### [Provided material]
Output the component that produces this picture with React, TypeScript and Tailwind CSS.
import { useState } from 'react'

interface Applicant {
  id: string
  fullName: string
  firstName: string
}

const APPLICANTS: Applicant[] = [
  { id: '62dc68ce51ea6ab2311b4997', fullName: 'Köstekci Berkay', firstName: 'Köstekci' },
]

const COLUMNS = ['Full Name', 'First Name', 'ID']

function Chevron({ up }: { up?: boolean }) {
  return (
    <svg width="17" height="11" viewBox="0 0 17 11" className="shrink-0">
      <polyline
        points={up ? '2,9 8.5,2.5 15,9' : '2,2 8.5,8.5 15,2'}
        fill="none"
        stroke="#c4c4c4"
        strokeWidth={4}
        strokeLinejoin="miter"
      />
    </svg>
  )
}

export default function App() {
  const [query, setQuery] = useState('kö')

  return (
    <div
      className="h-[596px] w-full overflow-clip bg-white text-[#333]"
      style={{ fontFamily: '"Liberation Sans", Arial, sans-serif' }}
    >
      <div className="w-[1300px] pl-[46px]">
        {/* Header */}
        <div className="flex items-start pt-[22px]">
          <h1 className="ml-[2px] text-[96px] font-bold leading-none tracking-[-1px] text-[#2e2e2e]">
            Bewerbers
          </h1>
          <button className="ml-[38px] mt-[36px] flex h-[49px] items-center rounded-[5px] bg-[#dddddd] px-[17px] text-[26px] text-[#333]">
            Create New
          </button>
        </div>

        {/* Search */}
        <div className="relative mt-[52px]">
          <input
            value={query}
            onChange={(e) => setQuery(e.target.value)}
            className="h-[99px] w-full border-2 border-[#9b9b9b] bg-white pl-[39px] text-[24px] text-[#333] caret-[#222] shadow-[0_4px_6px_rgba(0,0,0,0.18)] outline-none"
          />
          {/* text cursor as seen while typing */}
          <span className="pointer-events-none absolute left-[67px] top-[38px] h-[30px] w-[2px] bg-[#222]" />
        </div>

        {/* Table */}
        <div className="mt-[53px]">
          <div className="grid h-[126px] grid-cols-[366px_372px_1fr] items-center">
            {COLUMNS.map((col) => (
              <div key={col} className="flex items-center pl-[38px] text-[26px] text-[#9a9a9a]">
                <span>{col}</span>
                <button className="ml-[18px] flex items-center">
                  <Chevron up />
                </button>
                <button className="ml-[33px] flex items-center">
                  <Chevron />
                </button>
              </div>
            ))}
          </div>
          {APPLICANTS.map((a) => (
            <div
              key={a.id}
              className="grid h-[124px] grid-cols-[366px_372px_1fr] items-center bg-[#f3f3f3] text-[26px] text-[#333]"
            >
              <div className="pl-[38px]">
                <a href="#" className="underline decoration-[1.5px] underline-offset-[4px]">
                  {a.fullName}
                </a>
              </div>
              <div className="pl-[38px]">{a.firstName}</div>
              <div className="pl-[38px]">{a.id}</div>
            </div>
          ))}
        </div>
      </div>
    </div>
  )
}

### [The exercise]
Print the complete listing again, exactly as it stands.

### [Problem solution]
Output the component that produces this picture with React, TypeScript and Tailwind CSS.
import { useState } from 'react'

interface Applicant {
  id: string
  fullName: string
  firstName: string
}

const APPLICANTS: Applicant[] = [
  { id: '62dc68ce51ea6ab2311b4997', fullName: 'Köstekci Berkay', firstName: 'Köstekci' },
]

const COLUMNS = ['Full Name', 'First Name', 'ID']

function Chevron({ up }: { up?: boolean }) {
  return (
    <svg width="17" height="11" viewBox="0 0 17 11" className="shrink-0">
      <polyline
        points={up ? '2,9 8.5,2.5 15,9' : '2,2 8.5,8.5 15,2'}
        fill="none"
        stroke="#c4c4c4"
        strokeWidth={4}
        strokeLinejoin="miter"
      />
    </svg>
  )
}

export default function App() {
  const [query, setQuery] = useState('kö')

  return (
    <div
      className="h-[596px] w-full overflow-clip bg-white text-[#333]"
      style={{ fontFamily: '"Liberation Sans", Arial, sans-serif' }}
    >
      <div className="w-[1300px] pl-[46px]">
        {/* Header */}
        <div className="flex items-start pt-[22px]">
          <h1 className="ml-[2px] text-[96px] font-bold leading-none tracking-[-1px] text-[#2e2e2e]">
            Bewerbers
          </h1>
          <button className="ml-[38px] mt-[36px] flex h-[49px] items-center rounded-[5px] bg-[#dddddd] px-[17px] text-[26px] text-[#333]">
            Create New
          </button>
        </div>

        {/* Search */}
        <div className="relative mt-[52px]">
          <input
            value={query}
            onChange={(e) => setQuery(e.target.value)}
            className="h-[99px] w-full border-2 border-[#9b9b9b] bg-white pl-[39px] text-[24px] text-[#333] caret-[#222] shadow-[0_4px_6px_rgba(0,0,0,0.18)] outline-none"
          />
          {/* text cursor as seen while typing */}
          <span className="pointer-events-none absolute left-[67px] top-[38px] h-[30px] w-[2px] bg-[#222]" />
        </div>

        {/* Table */}
        <div className="mt-[53px]">
          <div className="grid h-[126px] grid-cols-[366px_372px_1fr] items-center">
            {COLUMNS.map((col) => (
              <div key={col} className="flex items-center pl-[38px] text-[26px] text-[#9a9a9a]">
                <span>{col}</span>
                <button className="ml-[18px] flex items-center">
                  <Chevron up />
                </button>
                <button className="ml-[33px] flex items-center">
                  <Chevron />
                </button>
              </div>
            ))}
          </div>
          {APPLICANTS.map((a) => (
            <div
              key={a.id}
              className="grid h-[124px] grid-cols-[366px_372px_1fr] items-center bg-[#f3f3f3] text-[26px] text-[#333]"
            >
              <div className="pl-[38px]">
                <a href="#" className="underline decoration-[1.5px] underline-offset-[4px]">
                  {a.fullName}
                </a>
              </div>
              <div className="pl-[38px]">{a.firstName}</div>
              <div className="pl-[38px]">{a.id}</div>
            </div>
          ))}
        </div>
      </div>
    </div>
  )
}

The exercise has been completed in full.